The Tour

Fog

The Ellice River 2003: By Fair Means expedition will start in Yellowknife, NWT. We will launch our canoe on Great Slave Lake and start paddling up the Yellowknife River. Since the Yellowknife has a more or less drop and pool character, it is easy to navigate. Some small lakes help us in speeding up our progress here.

After a couple of days, we will leave the Yellowknife River and find our way through a maze of lakes, creeks and portages to ensure a more easterly course. The main difficulty on this stretch are the portages which are used to chain small lakes together and to avoid the whitewater stretches going up rivers and creeks. Here, we will still be in a area with dense forests and brushes. To find our way through this, we will use Moose and Cariboo trails and from time to time old traplines. As a general rule we will not mark any trails or cut new portage trails into the woods. We do not leave traces.

After two weeks, trees will become scarce and travel will be easier from now on. No trees, the promised land! Easy portaging on Eskers and camping on sandy beaches. This is where we can make up some time eating kilometers on the big tundra lakes. But this is also the point where fuel becomes scarce. No more camp fires to warm us. We will have to rely on the fuel supply we will bring. 11 liters of white gas and 2 kg of Buthane gas. We intend to use the Buthane in the morning, so we do not have to preheat the stove. Further, we think of it as an emergency supply to be used in the tent for heating and drying if desaster strikes. Buthane stoves are much easier and safer to handle in a tent.

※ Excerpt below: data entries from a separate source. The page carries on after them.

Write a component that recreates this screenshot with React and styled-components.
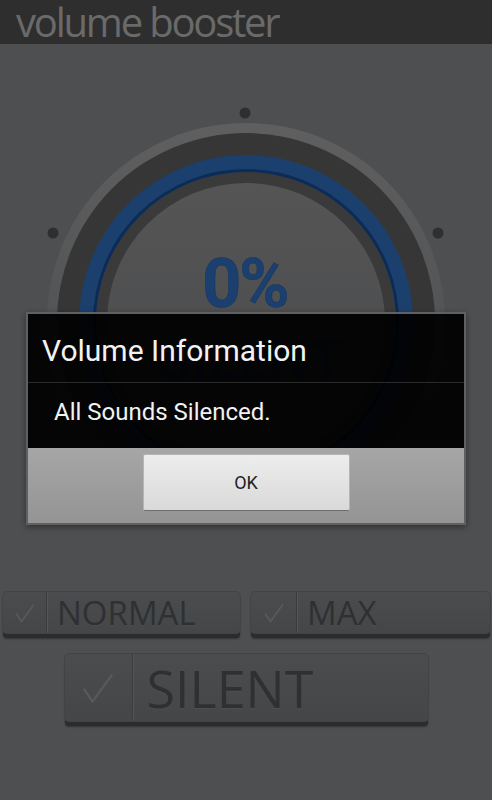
import styled, { createGlobalStyle } from "styled-components";

const GlobalStyle = createGlobalStyle`
  html, body {
    margin: 0;
    padding: 0;
    background: #4e4f51;
  }
  body {
    font-family: "Open Sans", "Liberation Sans", sans-serif;
  }
`;

const Screen = styled.div`
  position: relative;
  width: 492px;
  height: 800px;
  background: #4e4f51;
  overflow: hidden;
`;

const Header = styled.div`
  height: 44px;
  background: #2e2e2e;
  display: flex;
  align-items: flex-start;
  padding: 2px 0 0 16px;
  box-sizing: border-box;
`;

const Title = styled.div`
  font-family: "Open Sans", sans-serif;
  font-size: 40px;
  line-height: 40px;
  letter-spacing: -2.2px;
  color: #6a6a6a;
`;

const DialArea = styled.div`
  height: 547px;
  display: flex;
  justify-content: center;
`;

const Buttons = styled.div`
  display: flex;
  flex-direction: column;
  align-items: center;
  gap: 19px;
`;

const Row = styled.div`
  display: flex;
  gap: 9px;
  padding: 0 1px 0 2px;
`;

const ModeButton = styled.div`
  width: ${(p) => p.$w}px;
  height: ${(p) => p.$h}px;
  display: flex;
  box-sizing: border-box;
  border-radius: 5px;
  border: 1px solid #424345;
  background: linear-gradient(#4b4c4e, #454648);
  box-shadow: 0 5px 0 -1px #2c2c2d, 0 6px 2px -1px rgba(0, 0, 0, 0.35);
`;

const CheckCell = styled.div`
  width: ${(p) => p.$w}px;
  display: flex;
  align-items: center;
  justify-content: center;
  border-right: 1px solid #3a3b3d;
  box-shadow: 1px 0 0 #555658;
`;

const Label = styled.div`
  font-family: "Open Sans", sans-serif;
  font-size: ${(p) => p.$size}px;
  color: #2f3032;
  display: flex;
  align-items: center;
  padding-left: ${(p) => p.$pad}px;
  text-shadow: 0 1px 0 rgba(255, 255, 255, 0.04);
`;

const Backdrop = styled.div`
  position: absolute;
  inset: 0;
  padding-top: 312px;
  display: flex;
  justify-content: center;
  align-items: flex-start;
`;

const Dialog = styled.div`
  width: 440px;
  box-sizing: border-box;
  border: 2px solid #5f6062;
  box-shadow: 0 2px 6px rgba(0, 0, 0, 0.4);
  display: flex;
  flex-direction: column;
`;

const DialogTitle = styled.div`
  height: 69px;
  display: flex;
  align-items: center;
  padding-left: 14px;
  padding-top: 4px;
  box-sizing: border-box;
  background: rgba(0, 0, 0, 0.93);
  border-bottom: 1px solid #2a2a2a;
  font-family: Roboto, "Liberation Sans", sans-serif;
  font-size: 30px;
  color: #f2f2f2;
`;

const DialogBody = styled.div`
  height: 65px;
  display: flex;
  align-items: center;
  padding-left: 26px;
  padding-bottom: 8px;
  box-sizing: border-box;
  background: rgba(0, 0, 0, 0.93);
  font-family: Roboto, "Liberation Sans", sans-serif;
  font-size: 24px;
  color: #f2f2f2;
`;

const DialogActions = styled.div`
  height: 75px;
  display: flex;
  justify-content: center;
  align-items: flex-start;
  padding-top: 7px;
  box-sizing: border-box;
  background: linear-gradient(#a6a6a6, #949494);
`;

const OkButton = styled.button`
  width: 205px;
  height: 55px;
  border: none;
  border-radius: 1px;
  background: linear-gradient(#ededed, #d9d9d9);
  box-shadow: 0 1px 0 #6e6e6e, 0 0 0 1px #b5b5b5;
  font-family: Roboto, "Liberation Sans", sans-serif;
  font-size: 18px;
  color: #222;
`;

const Check = ({ size }) => (
  <svg width={size} height={size} viewBox="0 0 20 20">
    <polyline
      points="1.5,11 6.5,18.5 18.5,2"
      fill="none"
      stroke="#58595b"
      strokeWidth={size > 24 ? 1.5 : 1.8}
      strokeLinecap="round"
      strokeLinejoin="round"
    />
  </svg>
);

function Dial() {
  const cx = 246;
  const cy = 278;
  return (
    <svg width="492" height="547" viewBox="0 0 492 547">
      <defs>
        <linearGradient id="rim" x1="0" y1="0" x2="0" y2="1">
          <stop offset="0" stopColor="#5f5f60" />
          <stop offset="0.5" stopColor="#535455" />
          <stop offset="1" stopColor="#4a4a4b" />
        </linearGradient>
        <linearGradient id="face" x1="0" y1="0" x2="0" y2="1">
          <stop offset="0" stopColor="#555556" />
          <stop offset="1" stopColor="#48494a" />
        </linearGradient>
      </defs>
      <circle cx="245" cy="69" r="5.5" fill="#2f2f30" />
      <circle cx="53" cy="189" r="5.5" fill="#2f2f30" />
      <circle cx="438" cy="189" r="5.5" fill="#2f2f30" />
      <circle cx={cx} cy={cy} r="199" fill="url(#rim)" />
      <circle cx={cx} cy={cy} r="189" fill="#363637" />
      <circle cx={cx} cy={cy} r="158.5" fill="none" stroke="#1c406e" strokeWidth="17" />
      <circle cx={cx} cy={cy} r="151.5" fill="none" stroke="#0b2c58" strokeWidth="3" />
      <circle cx={cx} cy={cy} r="150" fill="#3a3a3b" />
      <circle cx={cx} cy={cy} r="139" fill="url(#face)" />
      <text
        x="245"
        y="263"
        textAnchor="middle"
        fontFamily="Roboto, sans-serif"
        fontWeight="700"
        fontSize="68"
        letterSpacing="-2"
        fill="#1b3f6e"
        stroke="#163560"
        strokeWidth="0.5"
      >
        0%
      </text>
      <text
        x="250"
        y="336"
        textAnchor="middle"
        fontFamily="Roboto, sans-serif"
        fontWeight="700"
        fontSize="56"
        fill="#1b3f6e"
      >
        SILENT
      </text>
    </svg>
  );
}

export default function App() {
  return (
    <Screen>
      <GlobalStyle />
      <Header>
        <Title>volume booster</Title>
      </Header>
      <DialArea>
        <Dial />
      </DialArea>
      <Buttons>
        <Row>
          <ModeButton $w={239} $h={43}>
            <CheckCell $w={43}>
              <Check size={20} />
            </CheckCell>
            <Label $size={33} $pad={10}>NORMAL</Label>
          </ModeButton>
          <ModeButton $w={241} $h={43}>
            <CheckCell $w={45}>
              <Check size={20} />
            </CheckCell>
            <Label $size={33} $pad={10}>MAX</Label>
          </ModeButton>
        </Row>
        <ModeButton $w={365} $h={69}>
          <CheckCell $w={67}>
            <Check size={32} />
          </CheckCell>
          <Label $size={52} $pad={14}>SILENT</Label>
        </ModeButton>
      </Buttons>
      <Backdrop>
        <Dialog>
          <DialogTitle>Volume Information</DialogTitle>
          <DialogBody>All Sounds Silenced.</DialogBody>
          <DialogActions>
            <OkButton>OK</OkButton>
          </DialogActions>
        </Dialog>
      </Backdrop>
    </Screen>
  );
}
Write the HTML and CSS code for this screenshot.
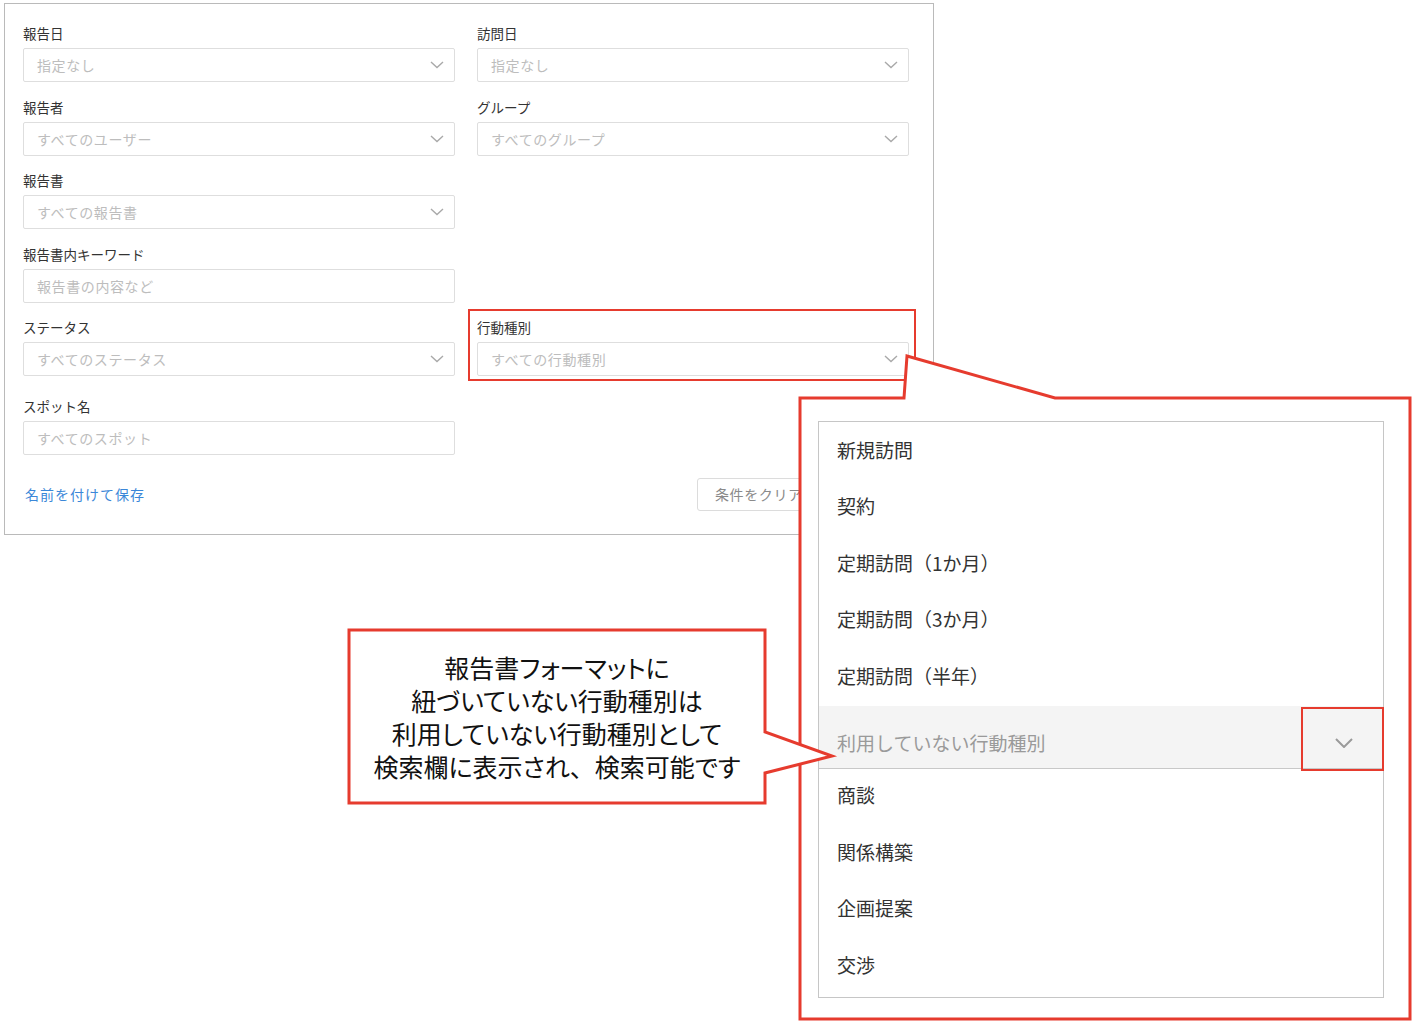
FILE: index.html
```html
<!DOCTYPE html>
<html lang="ja">
  <head>
    <meta charset="UTF-8" />
    <meta name="viewport" content="width=device-width, initial-scale=1.0" />
    <title>検索条件</title>
    <link rel="stylesheet" href="styles.css">
  </head>
  <body>
    <div class="page">
      <div class="panel">
        <div class="fields">
          <div class="field left">
            <label>報告日</label>
            <div class="select"><span>指定なし</span><svg class="chev" viewBox="0 0 14 8"><polyline points="1,1 7,6.5 13,1" /></svg></div>
          </div>
          <div class="field right">
            <label>訪問日</label>
            <div class="select"><span>指定なし</span><svg class="chev" viewBox="0 0 14 8"><polyline points="1,1 7,6.5 13,1" /></svg></div>
          </div>
          <div class="field left">
            <label>報告者</label>
            <div class="select"><span>すべてのユーザー</span><svg class="chev" viewBox="0 0 14 8"><polyline points="1,1 7,6.5 13,1" /></svg></div>
          </div>
          <div class="field right">
            <label>グループ</label>
            <div class="select"><span>すべてのグループ</span><svg class="chev" viewBox="0 0 14 8"><polyline points="1,1 7,6.5 13,1" /></svg></div>
          </div>
          <div class="field left">
            <label>報告書</label>
            <div class="select"><span>すべての報告書</span><svg class="chev" viewBox="0 0 14 8"><polyline points="1,1 7,6.5 13,1" /></svg></div>
          </div>
          <div class="field left">
            <label>報告書内キーワード</label>
            <div class="select"><span>報告書の内容など</span></div>
          </div>
          <div class="field left">
            <label>ステータス</label>
            <div class="select"><span>すべてのステータス</span><svg class="chev" viewBox="0 0 14 8"><polyline points="1,1 7,6.5 13,1" /></svg></div>
          </div>
          <div class="field right marked">
            <label>行動種別</label>
            <div class="select"><span>すべての行動種別</span><svg class="chev" viewBox="0 0 14 8"><polyline points="1,1 7,6.5 13,1" /></svg></div>
          </div>
          <div class="field left spot">
            <label>スポット名</label>
            <div class="select"><span>すべてのスポット</span></div>
          </div>
        </div>

        <div class="footer">
          <a class="save-link" href="#">名前を付けて保存</a>
          <div class="buttons">
            <button class="btn btn-clear">条件をクリア</button>
          </div>
        </div>
      </div>

      <!-- 拡大表示の吹き出し -->
      <svg class="shapes" width="1416" height="1024" viewBox="0 0 1416 1024">
        <polygon points="800,398 904,398 907,356 1055,398 1410,398 1410,1019 800,1019" />
      </svg>

      <div class="menu">
        <div class="menu-item">新規訪問</div>
        <div class="menu-item">契約</div>
        <div class="menu-item">定期訪問（1か月）</div>
        <div class="menu-item">定期訪問（3か月）</div>
        <div class="menu-item">定期訪問（半年）</div>
        <div class="menu-group">
          <span>利用していない行動種別</span>
          <svg class="group-chev" viewBox="0 0 18 10"><polyline points="1,1 9,9 17,1" /></svg>
          <div class="group-mark"></div>
        </div>
        <div class="menu-item">商談</div>
        <div class="menu-item">関係構築</div>
        <div class="menu-item">企画提案</div>
        <div class="menu-item">交渉</div>
      </div>

      <div class="note">
        <svg width="416" height="173" viewBox="0 0 416 173">
          <polygon points="0,0 416,0 416,102 483,126 416,143 416,173 0,173" />
        </svg>
        <div class="note-text">
          報告書フォーマットに<br>
          紐づいていない行動種別は<br>
          利用していない行動種別として<br>
          検索欄に表示され<span class="wide">、</span>検索可能です
        </div>
      </div>
    </div>
  </body>
</html>
```

FILE: styles.css
```css
* {
  box-sizing: border-box;
}
body {
  margin: 0;
  font-family: "Noto Sans CJK JP", "Noto Sans", sans-serif;
  color: #333;
  background-color: #fff;
}
.page {
  position: relative;
  width: 1416px;
  height: 1024px;
  overflow: hidden;
}
.panel {
  width: 930px;
  margin: 3px 0 0 4px;
  padding: 20px 0 23px 18px;
  border: 1px solid #bababa;
  background-color: #fff;
}
.fields {
  display: grid;
  grid-template-columns: 432px 432px;
  column-gap: 22px;
  row-gap: 15.5px;
}
.field {
  display: flex;
  flex-direction: column;
  gap: 4px;
}
.field.left {
  grid-column: 1;
}
.field.right {
  grid-column: 2;
}
.field.spot {
  margin-top: 5px;
}
.field label {
  font-size: 13.5px;
  line-height: 19px;
  margin-bottom: 1px;
  color: #333;
}
.select {
  height: 34px;
  border: 1px solid #dedede;
  border-radius: 2px;
  display: flex;
  align-items: center;
  justify-content: space-between;
  padding: 0 10px 0 13px;
  font-size: 14px;
  letter-spacing: 0.6px;
  color: #bdbdbd;
}
.chev {
  width: 14px;
  height: 8px;
}
.chev polyline {
  fill: none;
  stroke: #a9a9a9;
  stroke-width: 1.4;
}
.field.marked {
  position: relative;
}
.field.marked::after {
  content: "";
  position: absolute;
  left: -9px;
  right: -7px;
  top: -9px;
  bottom: -5px;
  border: 2.5px solid #e63b2e;
}
.footer {
  display: flex;
  justify-content: space-between;
  align-items: center;
  width: 886px;
  margin-top: 23px;
}
.save-link {
  margin-left: 2px;
  color: #3b87d8;
  font-size: 14px;
  letter-spacing: 1px;
  text-decoration: none;
}
.buttons {
  display: flex;
  padding-right: 90px;
}
.btn {
  height: 33px;
  padding: 0 0 0 17px;
  text-align: left;
  border: 1px solid #dcdcdc;
  border-radius: 3px;
  background-color: #fff;
  font-family: inherit;
  font-size: 14px;
  letter-spacing: 0.6px;
  color: #8a8a8a;
}
.btn-clear {
  width: 122px;
}

/* 吹き出し */
.shapes {
  position: absolute;
  left: 0;
  top: 0;
}
.shapes polygon,
.note polygon {
  fill: #fff;
  stroke: #e63b2e;
  stroke-width: 3;
}
.menu {
  position: absolute;
  left: 818px;
  top: 421px;
  width: 566px;
  padding: 1px 0 2px;
  border: 1px solid #c6c6c6;
  background-color: #fff;
  font-size: 19px;
}
.menu-item {
  height: 56.5px;
  display: flex;
  align-items: center;
  padding: 0 0 4px 18px;
  color: #333;
}
.menu-group {
  position: relative;
  height: 63px;
  padding: 12px 0 0 18px;
  display: flex;
  align-items: center;
  justify-content: space-between;
  background-color: #f4f4f4;
  border-bottom: 1px solid #c8c8c8;
  color: #9a9a9a;
}
.group-chev {
  width: 18px;
  height: 10px;
  margin-right: 30px;
}
.group-chev polyline {
  fill: none;
  stroke: #9a9a9a;
  stroke-width: 2;
}
.group-mark {
  position: absolute;
  top: 1px;
  right: -1px;
  width: 83px;
  height: 64px;
  border: 2.5px solid #e63b2e;
}
.note {
  position: absolute;
  left: 349px;
  top: 630px;
  width: 416px;
  height: 173px;
  display: flex;
  align-items: center;
  justify-content: center;
}
.note svg {
  position: absolute;
  left: 0;
  top: 0;
  overflow: visible;
}
.note-text {
  position: relative;
  font-size: 25px;
  line-height: 33px;
  text-align: center;
  color: #111;
  font-feature-settings: "palt";
}
.note-text .wide {
  font-feature-settings: normal;
}
```
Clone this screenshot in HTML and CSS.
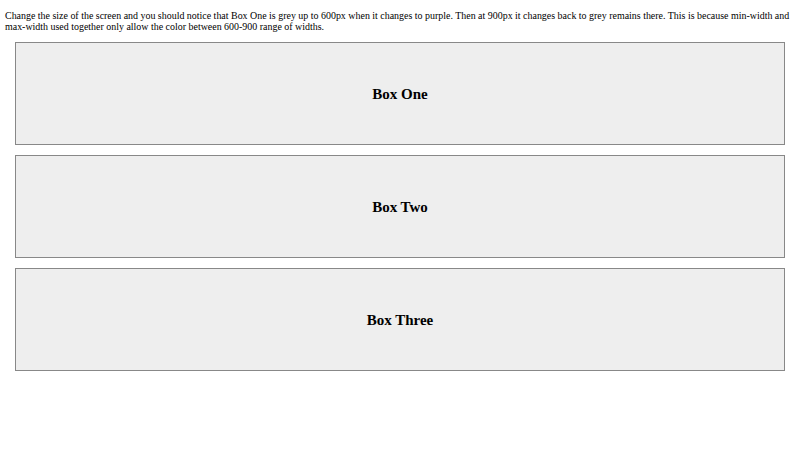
FILE: index.html
```html
<!DOCTYPE html>
<html>
<head>
<meta charset="utf-8">
<link rel="stylesheet" href="styles.css">
</head>
<body>
<p class="intro">Change the size of the screen and you should notice that Box One is grey up to 600px when it changes to purple. Then at 900px it changes back to grey remains there. This is because min-width and max-width used together only allow the color between 600-900 range of widths.</p>
<div class="boxes">
  <div class="box">Box One</div>
  <div class="box">Box Two</div>
  <div class="box">Box Three</div>
</div>
</body>
</html>
```
FILE: styles.css
```css
body {
  margin: 0;
  padding: 10px 5px 0;
  font-family: "Liberation Serif", "Times New Roman", serif;
  color: #000;
  background: #fff;
}
.intro {
  margin: 0 0 10px;
  font-size: 9.95px;
  line-height: 11px;
}
.boxes {
  display: flex;
  flex-direction: column;
  gap: 10px;
  padding: 0 10px;
}
.box {
  height: 100px;
  padding-top: 1px;
  border: 1px solid #888;
  background: #eeeeee;
  display: flex;
  align-items: center;
  justify-content: center;
  font-weight: bold;
  font-size: 15px;
}
```
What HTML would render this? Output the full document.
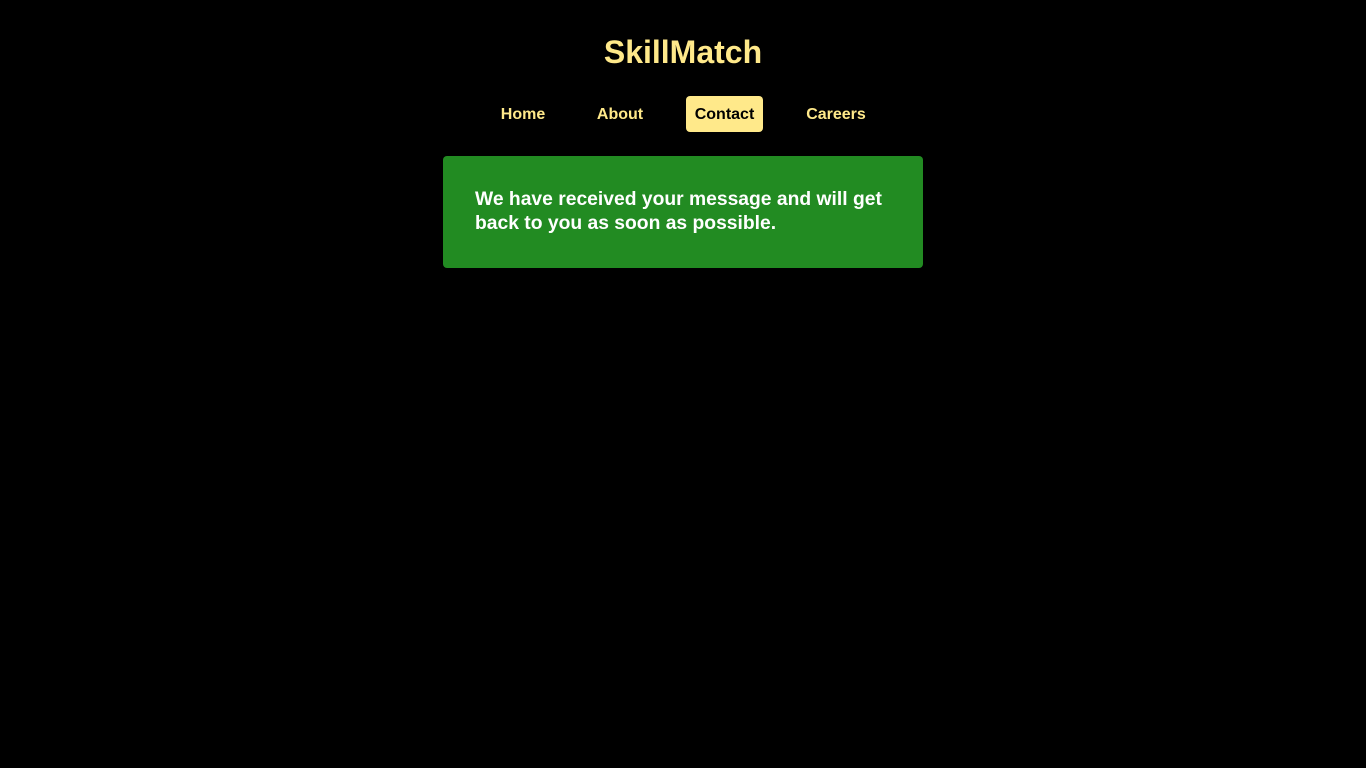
<!DOCTYPE html>
<html><head><style>
body{margin:0;background:#000;width:1366px;height:768px;font-family:"Liberation Sans",sans-serif;font-weight:bold;position:relative;overflow:hidden}
.t{position:absolute;top:30px;left:0;width:1366px;text-align:center;color:#ffe98a;font-size:32px;line-height:44px}
.n{position:absolute;top:96px;height:36px;line-height:38px;font-size:16px;color:#ffe98a;text-align:center;border-radius:4px}
.a{background:#ffe98a;color:#000;line-height:36px}
.a span{position:relative;top:1px}
.g{position:absolute;left:443px;top:156px;width:416px;height:112px;padding:0 32px;background:#228b22;border-radius:4px;color:#fff;font-size:19.3px;line-height:24px}
.g p{margin:32px 0 0}
</style></head><body>
<div class="t">SkillMatch</div>
<div class="n" style="left:492px;width:62px">Home</div>
<div class="n" style="left:589px;width:62px">About</div>
<div class="n a" style="left:686px;width:77px"><span>Contact</span></div>
<div class="n" style="left:798px;width:76px">Careers</div>
<div class="g"><p>We have received your message and will get back to you as soon as possible.</p></div>
</body></html>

After some downriver travel, it is time to switch the watershed. Numerous long portages between 3 and 4 km in length will bring us into the Ellice River system. By then it will be early August with the summer almost gone. Waterlevels will be low and we will have to do lots of portaging and lining in the upper parts of the river. It is really hard to predict, what kind of waterlevels will await us. In recent years, the levels in early August varied between 25 and 120 cms at the mouth. We planned extra days and a low averęge mileage per day to be able to handle very low water levels. Ellice 2003, map

After two month, having covered about 1200 km, we hope to reach the Queen Maud Gulf at the mouth of the Ellice River. Here we will meet a small plane taking us to Cambridge Bay, where we can connect to schedueled air service.